— START GIVEN DATA —
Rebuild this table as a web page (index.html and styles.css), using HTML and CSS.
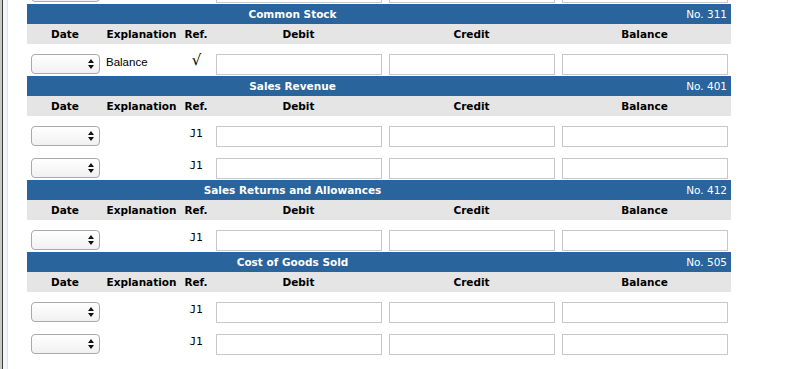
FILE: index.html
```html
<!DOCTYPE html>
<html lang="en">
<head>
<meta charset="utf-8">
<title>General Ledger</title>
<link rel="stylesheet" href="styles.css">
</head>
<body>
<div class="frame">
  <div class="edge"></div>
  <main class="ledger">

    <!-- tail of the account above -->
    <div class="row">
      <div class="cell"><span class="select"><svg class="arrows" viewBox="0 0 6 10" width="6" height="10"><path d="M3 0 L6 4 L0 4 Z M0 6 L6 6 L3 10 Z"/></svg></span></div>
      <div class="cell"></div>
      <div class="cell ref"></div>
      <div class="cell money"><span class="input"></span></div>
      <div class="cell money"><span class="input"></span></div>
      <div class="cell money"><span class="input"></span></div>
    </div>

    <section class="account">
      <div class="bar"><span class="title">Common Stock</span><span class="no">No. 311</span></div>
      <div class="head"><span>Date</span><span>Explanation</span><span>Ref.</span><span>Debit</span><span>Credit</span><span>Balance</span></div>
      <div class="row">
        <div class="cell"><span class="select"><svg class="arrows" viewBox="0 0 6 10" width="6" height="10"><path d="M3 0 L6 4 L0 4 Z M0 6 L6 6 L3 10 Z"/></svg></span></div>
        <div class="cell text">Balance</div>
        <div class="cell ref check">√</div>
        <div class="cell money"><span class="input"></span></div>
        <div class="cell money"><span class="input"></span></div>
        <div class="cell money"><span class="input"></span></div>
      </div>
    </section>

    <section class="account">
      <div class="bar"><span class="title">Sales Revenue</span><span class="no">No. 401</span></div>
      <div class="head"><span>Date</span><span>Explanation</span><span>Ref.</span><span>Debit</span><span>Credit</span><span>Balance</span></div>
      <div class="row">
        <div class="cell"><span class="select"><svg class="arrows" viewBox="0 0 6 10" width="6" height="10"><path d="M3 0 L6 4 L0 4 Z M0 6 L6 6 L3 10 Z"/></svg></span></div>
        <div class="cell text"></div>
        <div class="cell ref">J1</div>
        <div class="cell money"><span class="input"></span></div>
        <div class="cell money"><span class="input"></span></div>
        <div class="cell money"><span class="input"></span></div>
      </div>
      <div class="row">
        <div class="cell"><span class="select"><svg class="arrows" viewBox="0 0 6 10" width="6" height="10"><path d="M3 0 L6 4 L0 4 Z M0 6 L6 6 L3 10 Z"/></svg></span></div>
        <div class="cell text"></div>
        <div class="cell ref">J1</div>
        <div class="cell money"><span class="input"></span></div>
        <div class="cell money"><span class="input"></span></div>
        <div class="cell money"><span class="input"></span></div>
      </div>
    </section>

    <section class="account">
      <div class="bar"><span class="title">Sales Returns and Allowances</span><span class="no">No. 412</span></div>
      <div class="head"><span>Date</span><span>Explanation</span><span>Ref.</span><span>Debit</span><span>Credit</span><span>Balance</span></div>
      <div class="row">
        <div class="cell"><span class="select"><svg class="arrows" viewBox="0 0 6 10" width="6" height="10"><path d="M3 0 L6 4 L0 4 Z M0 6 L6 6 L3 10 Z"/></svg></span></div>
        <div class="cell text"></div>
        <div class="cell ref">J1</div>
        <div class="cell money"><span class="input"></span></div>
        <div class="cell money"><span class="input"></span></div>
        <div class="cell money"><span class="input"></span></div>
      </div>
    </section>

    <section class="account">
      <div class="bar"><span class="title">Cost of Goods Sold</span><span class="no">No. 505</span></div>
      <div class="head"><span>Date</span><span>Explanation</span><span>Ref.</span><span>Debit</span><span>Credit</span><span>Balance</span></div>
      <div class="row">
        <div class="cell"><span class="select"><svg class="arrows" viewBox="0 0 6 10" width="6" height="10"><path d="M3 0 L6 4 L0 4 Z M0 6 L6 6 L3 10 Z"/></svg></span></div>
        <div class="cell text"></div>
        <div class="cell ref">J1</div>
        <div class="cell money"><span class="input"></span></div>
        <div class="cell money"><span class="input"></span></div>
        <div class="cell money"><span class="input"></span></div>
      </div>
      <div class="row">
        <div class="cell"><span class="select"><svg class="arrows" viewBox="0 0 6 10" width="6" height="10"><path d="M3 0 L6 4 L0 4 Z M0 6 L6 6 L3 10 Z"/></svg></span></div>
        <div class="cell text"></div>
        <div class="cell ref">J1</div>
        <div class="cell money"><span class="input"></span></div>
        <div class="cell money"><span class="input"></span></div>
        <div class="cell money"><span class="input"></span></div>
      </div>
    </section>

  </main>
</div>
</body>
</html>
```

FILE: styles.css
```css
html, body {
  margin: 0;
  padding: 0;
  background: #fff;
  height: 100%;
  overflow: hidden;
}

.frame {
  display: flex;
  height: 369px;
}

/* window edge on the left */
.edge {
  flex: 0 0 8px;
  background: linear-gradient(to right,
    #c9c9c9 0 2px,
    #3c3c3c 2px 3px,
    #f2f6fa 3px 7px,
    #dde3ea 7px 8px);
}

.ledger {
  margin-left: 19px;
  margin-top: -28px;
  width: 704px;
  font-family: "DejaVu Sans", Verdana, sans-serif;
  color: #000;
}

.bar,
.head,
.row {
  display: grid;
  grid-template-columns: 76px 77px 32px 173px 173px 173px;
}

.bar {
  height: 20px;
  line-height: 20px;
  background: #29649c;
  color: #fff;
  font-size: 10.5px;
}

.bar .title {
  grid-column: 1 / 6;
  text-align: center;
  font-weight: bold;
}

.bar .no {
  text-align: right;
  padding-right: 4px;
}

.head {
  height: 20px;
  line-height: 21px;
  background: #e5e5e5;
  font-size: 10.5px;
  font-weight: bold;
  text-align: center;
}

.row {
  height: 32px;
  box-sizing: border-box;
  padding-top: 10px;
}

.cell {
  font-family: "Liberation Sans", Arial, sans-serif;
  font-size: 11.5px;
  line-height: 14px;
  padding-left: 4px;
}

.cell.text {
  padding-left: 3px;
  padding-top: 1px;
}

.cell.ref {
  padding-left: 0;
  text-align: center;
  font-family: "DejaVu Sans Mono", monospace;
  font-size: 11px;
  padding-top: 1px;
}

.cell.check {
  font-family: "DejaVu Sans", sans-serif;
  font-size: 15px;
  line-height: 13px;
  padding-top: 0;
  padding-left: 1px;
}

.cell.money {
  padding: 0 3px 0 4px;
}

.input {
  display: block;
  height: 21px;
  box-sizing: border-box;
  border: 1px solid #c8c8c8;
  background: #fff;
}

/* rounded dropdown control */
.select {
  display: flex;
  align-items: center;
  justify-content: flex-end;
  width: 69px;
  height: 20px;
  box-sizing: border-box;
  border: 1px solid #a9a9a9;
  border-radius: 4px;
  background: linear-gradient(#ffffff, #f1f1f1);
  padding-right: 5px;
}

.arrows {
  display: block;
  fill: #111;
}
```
— END GIVEN DATA —
— START GIVEN DATA —
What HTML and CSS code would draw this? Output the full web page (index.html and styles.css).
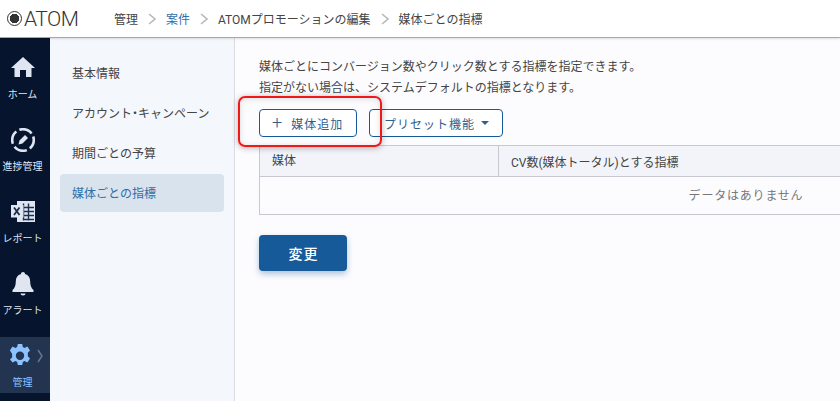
— END GIVEN DATA —
- [INSTRUCTION] Track down all lines above with the string "this" and copy them.

- [RESPONSE TO THE EXERCISE]
Rebuild this table as a web page (index.html and styles.css), using HTML and CSS.
What HTML and CSS code would draw this? Output the full web page (index.html and styles.css).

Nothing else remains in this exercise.